++++ Dataset extract

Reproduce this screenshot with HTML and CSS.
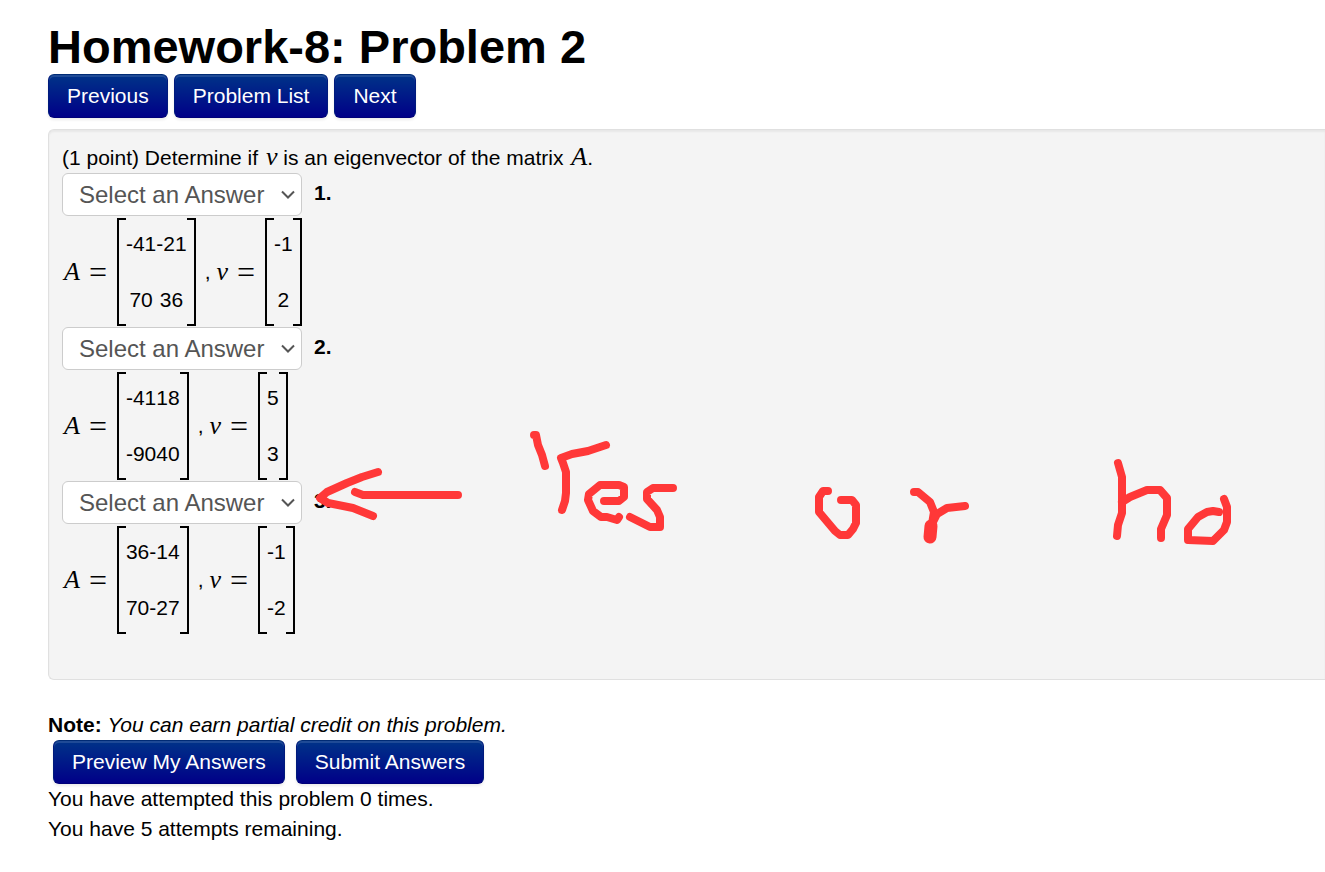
FILE: index.html
```html
<!DOCTYPE html>
<html lang="en">
<head>
<meta charset="utf-8">
<title>Homework-8: Problem 2</title>
<link rel="stylesheet" href="styles.css">
</head>
<body>
<main class="page">
  <h1 class="title">Homework-8: Problem 2</h1>
  <nav class="nav">
    <button class="btn" type="button">Previous</button>
    <button class="btn" type="button">Problem List</button>
    <button class="btn" type="button">Next</button>
  </nav>

  <form id="problem" class="panel">
    <p class="prompt">(1 point) Determine if <i class="var">v</i> is an eigenvector of the matrix <i class="var">A</i>.</p>

    <div class="item">
      <div class="answer">
        <span class="picker">
          <select id="q1" class="select"><option>Select an Answer</option><option>Yes</option><option>No</option></select>
          <svg class="chevron" viewBox="0 0 14 9" aria-hidden="true"><path d="M1 1.5L7 7.5L13 1.5"/></svg>
        </span>
        <label class="number" for="q1">1.</label>
      </div>
      <div class="math">
        <i class="var">A</i><span class="eq">=</span>
        <div class="matrix"><table><tr><td>-41</td><td>-21</td></tr><tr><td>70</td><td>36</td></tr></table></div>
        <span class="comma">,</span><i class="var">v</i><span class="eq">=</span>
        <div class="matrix"><table><tr><td>-1</td></tr><tr><td>2</td></tr></table></div>
      </div>
    </div>

    <div class="item">
      <div class="answer">
        <span class="picker">
          <select id="q2" class="select"><option>Select an Answer</option><option>Yes</option><option>No</option></select>
          <svg class="chevron" viewBox="0 0 14 9" aria-hidden="true"><path d="M1 1.5L7 7.5L13 1.5"/></svg>
        </span>
        <label class="number" for="q2">2.</label>
      </div>
      <div class="math">
        <i class="var">A</i><span class="eq">=</span>
        <div class="matrix"><table><tr><td>-41</td><td>18</td></tr><tr><td>-90</td><td>40</td></tr></table></div>
        <span class="comma">,</span><i class="var">v</i><span class="eq">=</span>
        <div class="matrix"><table><tr><td>5</td></tr><tr><td>3</td></tr></table></div>
      </div>
    </div>

    <div class="item">
      <div class="answer">
        <span class="picker">
          <select id="q3" class="select"><option>Select an Answer</option><option>Yes</option><option>No</option></select>
          <svg class="chevron" viewBox="0 0 14 9" aria-hidden="true"><path d="M1 1.5L7 7.5L13 1.5"/></svg>
        </span>
        <label class="number" for="q3">3.</label>
      </div>
      <div class="math">
        <i class="var">A</i><span class="eq">=</span>
        <div class="matrix"><table><tr><td>36</td><td>-14</td></tr><tr><td>70</td><td>-27</td></tr></table></div>
        <span class="comma">,</span><i class="var">v</i><span class="eq">=</span>
        <div class="matrix"><table><tr><td>-1</td></tr><tr><td>-2</td></tr></table></div>
      </div>
    </div>

    <!-- Freehand pen marks over the panel -->
    <svg class="ink" width="1276" height="550" viewBox="49 130 1276 550" role="img" aria-label="Arrow, then handwritten: Yes or no">
      <polyline points="378,472 362,477 347,483 327,492 320,498 328,503 353,508 363,512 373,516"/>
      <polyline points="355,492 363,495 458,495"/>
      <polyline points="534,435 536,435 538,445 542,455 545,466"/>
      <polyline points="606,445 588,451 572,454 561,458 563,463 566,472 566,493 565,501 562,510"/>
      <polyline points="604,501 619,501 624,497 624,487 619,485 600,485 589,494 588,500 593,511 601,517 607,517 617,520 619,517"/>
      <polyline points="673,488 653,488 647,492 647,499 657,510 660,517 660,527 650,527 640,522 630,517"/>
      <polyline points="828,491 823,491 819,497 819,512 835,531 840,535 848,535 853,529 856,523 856,505 852,500 841,500"/>
      <polyline points="914,492 918,492 930,502 934,512 932,524"/>
      <polyline points="965,506 956,507 947,508 937,514 932,524"/>
      <polyline class="blot" points="931,526 930,537"/>
      <polyline points="1118,463 1122,477 1122,513 1118,525 1117,536"/>
      <polyline points="1122,502 1130,497 1147,490 1160,490 1167,498 1167,515 1161,529 1161,538"/>
      <polyline points="1219,512 1213,511 1207,512 1198,517 1188,529 1188,540 1213,541 1224,530 1227,522 1227,507 1224,499"/>
    </svg>
  </form>

  <p class="note"><b>Note:</b> <i>You can earn partial credit on this problem.</i></p>
  <div class="actions">
    <button class="btn" type="submit" form="problem">Preview My Answers</button>
    <button class="btn" type="submit" form="problem">Submit Answers</button>
  </div>
  <p>You have attempted this problem 0 times.</p>
  <p>You have 5 attempts remaining.</p>
</main>
</body>
</html>
```
FILE: styles.css
```css
body {
  margin: 0;
  background: #fff;
  color: #000;
  font: 21px/30px "Liberation Sans", Arial, sans-serif;
}
.page { padding: 20px 0 28px 48px; }
p { margin: 0; }
.title {
  margin: 0;
  font-size: 47px;
  line-height: 54px;
}
.nav {
  display: flex;
  gap: 6px;
  margin-bottom: 11px;
}
.btn {
  height: 44px;
  padding: 0 18px;
  border: 1px solid;
  border-color: #002b75 #001a7c #000078;
  border-radius: 6px;
  background: linear-gradient(#003388, #000088);
  box-shadow: inset 0 2px 0 rgba(255, 255, 255, 0.12), 0 2px 3px rgba(0, 0, 0, 0.08);
  color: #fff;
  font: inherit;
}
.panel {
  position: relative;
  padding: 13px 13px 44px;
  border: 1px solid #e0e0e0;
  border-right: 0;
  border-radius: 6px 0 0 6px;
  background: #f4f4f4;
  box-shadow: inset 0 2px 2px rgba(0, 0, 0, 0.05);
}
.var {
  margin-left: 2px;
  font-family: "Liberation Serif", "Times New Roman", serif;
  font-size: 26px;
}
.prompt .var { line-height: 24px; }
.item {
  display: flex;
  flex-direction: column;
  gap: 2px;
  margin-bottom: 1px;
}
.answer {
  display: flex;
  gap: 12px;
}
.picker {
  display: grid;
  align-items: center;
}
.select, .chevron { grid-area: 1 / 1; }
.select {
  appearance: none;
  width: 240px;
  height: 43px;
  padding: 0 16px;
  border: 1px solid #ccc;
  border-radius: 6px;
  background: #fff;
  color: #555;
  font: 24px "Liberation Sans", Arial, sans-serif;
}
.chevron {
  width: 14px;
  height: 9px;
  margin-right: 7px;
  justify-self: end;
  fill: none;
  stroke: #555;
  stroke-width: 2;
  pointer-events: none;
}
.number {
  line-height: 40px;
  font-weight: bold;
}
.math {
  display: flex;
  align-items: center;
}
.eq {
  margin: 0 10px 0 9px;
  font: 32px/30px "Liberation Serif", "Times New Roman", serif;
}
.comma { margin: 0 4px 0 9px; }
.matrix {
  display: grid;
  grid-template-columns: 9px auto 9px;
}
.matrix::before, .matrix::after {
  content: "";
  border: solid #000;
  border-width: 2px 0 2px 2px;
}
.matrix::after { border-width: 2px 2px 2px 0; }
.matrix table { border-collapse: collapse; }
.matrix td {
  box-sizing: border-box;
  height: 54px;
  padding: 0 0 2px;
  text-align: center;
}
.matrix tr + tr td { padding: 2px 0 0; }
.ink {
  position: absolute;
  top: 0;
  left: 0;
  fill: none;
  stroke: #ff3838;
  stroke-width: 8;
  stroke-linecap: round;
  stroke-linejoin: round;
  pointer-events: none;
}
.blot { stroke-width: 13; }
.note { margin-top: 30px; }
.actions {
  display: flex;
  gap: 11px;
  padding-left: 5px;
}
```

++++++++

Written problem
Select all lines in the listing that include the word "this".

Result
Reproduce this screenshot with HTML and CSS.
  <p class="note"><b>Note:</b> <i>You can earn partial credit on this problem.</i></p>
  <p>You have attempted this problem 0 times.</p>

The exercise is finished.